* Set exercise: Give back the full listing verbatim, apart from its images.
# # # # #
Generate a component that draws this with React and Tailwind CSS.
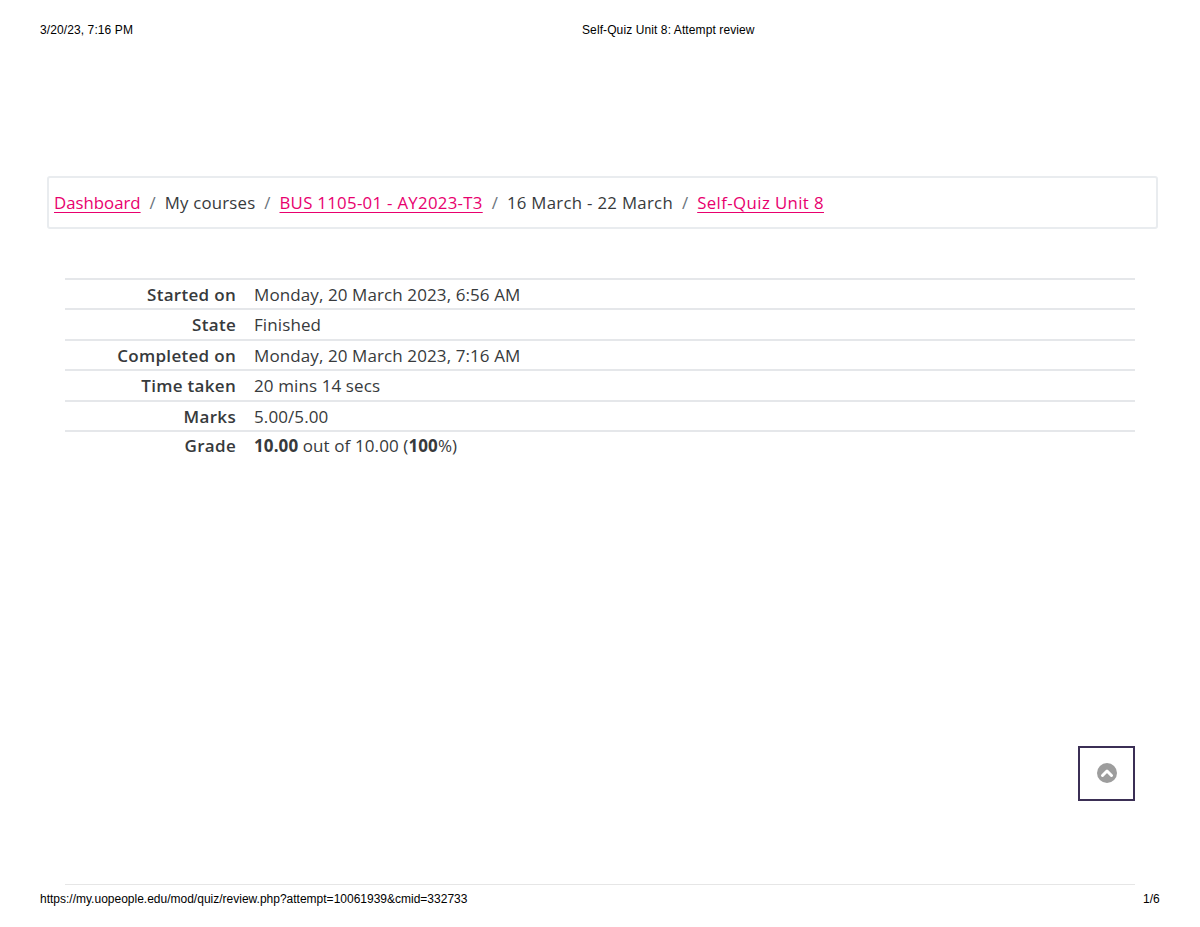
import React from "react";

const rows = [
  ["Started on", "Monday, 20 March 2023, 6:56 AM"],
  ["State", "Finished"],
  ["Completed on", "Monday, 20 March 2023, 7:16 AM"],
  ["Time taken", "20 mins 14 secs"],
  ["Marks", "5.00/5.00"],
];

export default function App() {
  return (
    <div className="w-[1200px] h-[927px] bg-white flex flex-col overflow-hidden relative">
      <div className="flex pt-[24px] text-[12px] leading-[13px] tracking-[0.1px] text-black" style={{ fontFamily: "'Liberation Sans', Arial, sans-serif" }}>
        <div className="w-[582px] pl-[40px]">3/20/23, 7:16 PM</div>
        <div>Self-Quiz Unit 8: Attempt review</div>
      </div>

      <div style={{ fontFamily: "'Open Sans', 'Noto Sans', sans-serif" }} className="flex flex-col">
        <div className="mt-[139px] ml-[47px] w-[1111px] h-[53px] border-2 border-[#e9ecef] rounded-[3px] flex items-center pl-[5px] text-[16.8px] text-[#373a3c]">
          <a className="text-[#e8006e] underline underline-offset-[3px]">Dashboard</a>
          <span className="mx-[9px] text-[#6a737b]">/</span>
          <span className="tracking-[0.2px]">My courses</span>
          <span className="mx-[9px] text-[#6a737b]">/</span>
          <a className="text-[#e8006e] underline underline-offset-[3px] tracking-[0.3px]">BUS 1105-01 - AY2023-T3</a>
          <span className="mx-[9px] text-[#6a737b]">/</span>
          <span className="tracking-[0.3px]">16 March - 22 March</span>
          <span className="mx-[9px] text-[#6a737b]">/</span>
          <a className="text-[#e8006e] underline underline-offset-[3px] tracking-[0.4px]">Self-Quiz Unit 8</a>
        </div>

        <div className="mt-[49px] ml-[65px] w-[1070px] border-t-2 border-[#e5e7ea] text-[17px] text-[#373a3c]">
          {rows.map(([k, v]) => (
            <div key={k} className="flex h-[30.4px] items-center pt-[1px] border-b-2 border-[#e5e7ea]">
              <div className="w-[171px] text-right font-semibold tracking-[0.3px]">{k}</div>
              <div className="pl-[18px] tracking-[0.1px]">{v}</div>
            </div>
          ))}
          <div className="flex h-[28px] items-center">
            <div className="w-[171px] text-right font-semibold tracking-[0.3px]">Grade</div>
            <div className="pl-[18px] tracking-[0.1px]"><span className="font-bold">10.00</span> out of 10.00 (<span className="font-bold">100</span>%)</div>
          </div>
        </div>

        <div className="mt-[286px] ml-[1078px] w-[57px] h-[55px] border-2 border-[#3b2f55] flex items-center justify-center">
          <svg width="22" height="22" viewBox="0 0 22 22">
            <circle cx="11" cy="11" r="10" fill="#9d9d9d" />
            <path d="M6.5 13.5 L11 9 L15.5 13.5" stroke="#fff" strokeWidth="3" fill="none" strokeLinecap="round" strokeLinejoin="round" />
          </svg>
        </div>
      </div>

      <div className="mt-[83px] ml-[65px] w-[1070px] border-t border-[#e6e6e6]" />
      <div className="flex pt-[8px] text-[12px] leading-[13px] text-black" style={{ fontFamily: "'Liberation Sans', Arial, sans-serif" }}>
        <div className="w-[1143px] pl-[40px]">https://my.uopeople.edu/mod/quiz/review.php?attempt=10061939&amp;cmid=332733</div>
        <div>1/6</div>
      </div>
    </div>
  );
}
# # # # #
* Solved problem:
Generate a component that draws this with React and Tailwind CSS.
import React from "react";

const rows = [
  ["Started on", "Monday, 20 March 2023, 6:56 AM"],
  ["State", "Finished"],
  ["Completed on", "Monday, 20 March 2023, 7:16 AM"],
  ["Time taken", "20 mins 14 secs"],
  ["Marks", "5.00/5.00"],
];

export default function App() {
  return (
    <div className="w-[1200px] h-[927px] bg-white flex flex-col overflow-hidden relative">
      <div className="flex pt-[24px] text-[12px] leading-[13px] tracking-[0.1px] text-black" style={{ fontFamily: "'Liberation Sans', Arial, sans-serif" }}>
        <div className="w-[582px] pl-[40px]">3/20/23, 7:16 PM</div>
        <div>Self-Quiz Unit 8: Attempt review</div>
      </div>

      <div style={{ fontFamily: "'Open Sans', 'Noto Sans', sans-serif" }} className="flex flex-col">
        <div className="mt-[139px] ml-[47px] w-[1111px] h-[53px] border-2 border-[#e9ecef] rounded-[3px] flex items-center pl-[5px] text-[16.8px] text-[#373a3c]">
          <a className="text-[#e8006e] underline underline-offset-[3px]">Dashboard</a>
          <span className="mx-[9px] text-[#6a737b]">/</span>
          <span className="tracking-[0.2px]">My courses</span>
          <span className="mx-[9px] text-[#6a737b]">/</span>
          <a className="text-[#e8006e] underline underline-offset-[3px] tracking-[0.3px]">BUS 1105-01 - AY2023-T3</a>
          <span className="mx-[9px] text-[#6a737b]">/</span>
          <span className="tracking-[0.3px]">16 March - 22 March</span>
          <span className="mx-[9px] text-[#6a737b]">/</span>
          <a className="text-[#e8006e] underline underline-offset-[3px] tracking-[0.4px]">Self-Quiz Unit 8</a>
        </div>

        <div className="mt-[49px] ml-[65px] w-[1070px] border-t-2 border-[#e5e7ea] text-[17px] text-[#373a3c]">
          {rows.map(([k, v]) => (
            <div key={k} className="flex h-[30.4px] items-center pt-[1px] border-b-2 border-[#e5e7ea]">
              <div className="w-[171px] text-right font-semibold tracking-[0.3px]">{k}</div>
              <div className="pl-[18px] tracking-[0.1px]">{v}</div>
            </div>
          ))}
          <div className="flex h-[28px] items-center">
            <div className="w-[171px] text-right font-semibold tracking-[0.3px]">Grade</div>
            <div className="pl-[18px] tracking-[0.1px]"><span className="font-bold">10.00</span> out of 10.00 (<span className="font-bold">100</span>%)</div>
          </div>
        </div>

        <div className="mt-[286px] ml-[1078px] w-[57px] h-[55px] border-2 border-[#3b2f55] flex items-center justify-center">
          <svg width="22" height="22" viewBox="0 0 22 22">
            <circle cx="11" cy="11" r="10" fill="#9d9d9d" />
            <path d="M6.5 13.5 L11 9 L15.5 13.5" stroke="#fff" strokeWidth="3" fill="none" strokeLinecap="round" strokeLinejoin="round" />
          </svg>
        </div>
      </div>

      <div className="mt-[83px] ml-[65px] w-[1070px] border-t border-[#e6e6e6]" />
      <div className="flex pt-[8px] text-[12px] leading-[13px] text-black" style={{ fontFamily: "'Liberation Sans', Arial, sans-serif" }}>
        <div className="w-[1143px] pl-[40px]">https://my.uopeople.edu/mod/quiz/review.php?attempt=10061939&amp;cmid=332733</div>
        <div>1/6</div>
      </div>
    </div>
  );
}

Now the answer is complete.